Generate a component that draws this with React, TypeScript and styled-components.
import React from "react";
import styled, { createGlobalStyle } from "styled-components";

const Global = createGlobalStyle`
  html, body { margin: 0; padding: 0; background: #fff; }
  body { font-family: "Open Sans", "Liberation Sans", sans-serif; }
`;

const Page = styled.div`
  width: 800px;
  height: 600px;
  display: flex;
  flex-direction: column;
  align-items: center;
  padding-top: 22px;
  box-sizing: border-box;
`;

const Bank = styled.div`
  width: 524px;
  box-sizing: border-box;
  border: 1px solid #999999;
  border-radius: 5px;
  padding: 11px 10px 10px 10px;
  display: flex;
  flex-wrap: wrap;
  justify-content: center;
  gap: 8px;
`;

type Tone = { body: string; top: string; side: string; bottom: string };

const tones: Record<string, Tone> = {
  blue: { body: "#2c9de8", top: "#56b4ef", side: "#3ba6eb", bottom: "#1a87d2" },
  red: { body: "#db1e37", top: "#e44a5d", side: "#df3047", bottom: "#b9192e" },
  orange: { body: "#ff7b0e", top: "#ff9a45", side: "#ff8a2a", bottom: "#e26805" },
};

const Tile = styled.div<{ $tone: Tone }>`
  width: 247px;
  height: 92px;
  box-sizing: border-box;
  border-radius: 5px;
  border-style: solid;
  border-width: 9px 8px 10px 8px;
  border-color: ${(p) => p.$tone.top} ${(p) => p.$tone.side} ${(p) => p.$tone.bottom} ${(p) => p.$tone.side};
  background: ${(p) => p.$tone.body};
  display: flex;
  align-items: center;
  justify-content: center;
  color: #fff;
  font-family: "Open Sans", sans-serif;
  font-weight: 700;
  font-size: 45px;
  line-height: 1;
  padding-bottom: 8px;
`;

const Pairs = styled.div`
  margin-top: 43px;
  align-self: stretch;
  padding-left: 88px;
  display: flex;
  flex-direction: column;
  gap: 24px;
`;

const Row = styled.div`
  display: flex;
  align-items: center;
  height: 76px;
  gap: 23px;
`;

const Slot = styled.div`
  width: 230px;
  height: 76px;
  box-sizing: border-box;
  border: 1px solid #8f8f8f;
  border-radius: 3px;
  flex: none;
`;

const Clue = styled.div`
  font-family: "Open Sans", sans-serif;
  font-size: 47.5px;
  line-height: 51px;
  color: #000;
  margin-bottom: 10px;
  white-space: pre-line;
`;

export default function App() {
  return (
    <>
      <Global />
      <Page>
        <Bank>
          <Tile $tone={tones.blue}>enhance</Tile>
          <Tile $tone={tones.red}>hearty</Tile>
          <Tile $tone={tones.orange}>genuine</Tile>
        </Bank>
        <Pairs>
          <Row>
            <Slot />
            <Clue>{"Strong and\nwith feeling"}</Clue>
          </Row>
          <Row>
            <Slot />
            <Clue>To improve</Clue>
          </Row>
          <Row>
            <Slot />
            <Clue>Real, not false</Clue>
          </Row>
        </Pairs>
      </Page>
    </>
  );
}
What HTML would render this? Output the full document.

◇ ◇ ◇

Goal -> Copy each line of the data above without altering a single character.

The solution ->
Generate a component that draws this with React, TypeScript and styled-components.
import React from "react";
import styled, { createGlobalStyle } from "styled-components";

const Global = createGlobalStyle`
  html, body { margin: 0; padding: 0; background: #fff; }
  body { font-family: "Open Sans", "Liberation Sans", sans-serif; }
`;

const Page = styled.div`
  width: 800px;
  height: 600px;
  display: flex;
  flex-direction: column;
  align-items: center;
  padding-top: 22px;
  box-sizing: border-box;
`;

const Bank = styled.div`
  width: 524px;
  box-sizing: border-box;
  border: 1px solid #999999;
  border-radius: 5px;
  padding: 11px 10px 10px 10px;
  display: flex;
  flex-wrap: wrap;
  justify-content: center;
  gap: 8px;
`;

type Tone = { body: string; top: string; side: string; bottom: string };

const tones: Record<string, Tone> = {
  blue: { body: "#2c9de8", top: "#56b4ef", side: "#3ba6eb", bottom: "#1a87d2" },
  red: { body: "#db1e37", top: "#e44a5d", side: "#df3047", bottom: "#b9192e" },
  orange: { body: "#ff7b0e", top: "#ff9a45", side: "#ff8a2a", bottom: "#e26805" },
};

const Tile = styled.div<{ $tone: Tone }>`
  width: 247px;
  height: 92px;
  box-sizing: border-box;
  border-radius: 5px;
  border-style: solid;
  border-width: 9px 8px 10px 8px;
  border-color: ${(p) => p.$tone.top} ${(p) => p.$tone.side} ${(p) => p.$tone.bottom} ${(p) => p.$tone.side};
  background: ${(p) => p.$tone.body};
  display: flex;
  align-items: center;
  justify-content: center;
  color: #fff;
  font-family: "Open Sans", sans-serif;
  font-weight: 700;
  font-size: 45px;
  line-height: 1;
  padding-bottom: 8px;
`;

const Pairs = styled.div`
  margin-top: 43px;
  align-self: stretch;
  padding-left: 88px;
  display: flex;
  flex-direction: column;
  gap: 24px;
`;

const Row = styled.div`
  display: flex;
  align-items: center;
  height: 76px;
  gap: 23px;
`;

const Slot = styled.div`
  width: 230px;
  height: 76px;
  box-sizing: border-box;
  border: 1px solid #8f8f8f;
  border-radius: 3px;
  flex: none;
`;

const Clue = styled.div`
  font-family: "Open Sans", sans-serif;
  font-size: 47.5px;
  line-height: 51px;
  color: #000;
  margin-bottom: 10px;
  white-space: pre-line;
`;

export default function App() {
  return (
    <>
      <Global />
      <Page>
        <Bank>
          <Tile $tone={tones.blue}>enhance</Tile>
          <Tile $tone={tones.red}>hearty</Tile>
          <Tile $tone={tones.orange}>genuine</Tile>
        </Bank>
        <Pairs>
          <Row>
            <Slot />
            <Clue>{"Strong and\nwith feeling"}</Clue>
          </Row>
          <Row>
            <Slot />
            <Clue>To improve</Clue>
          </Row>
          <Row>
            <Slot />
            <Clue>Real, not false</Clue>
          </Row>
        </Pairs>
      </Page>
    </>
  );
}
What HTML would render this? Output the full document.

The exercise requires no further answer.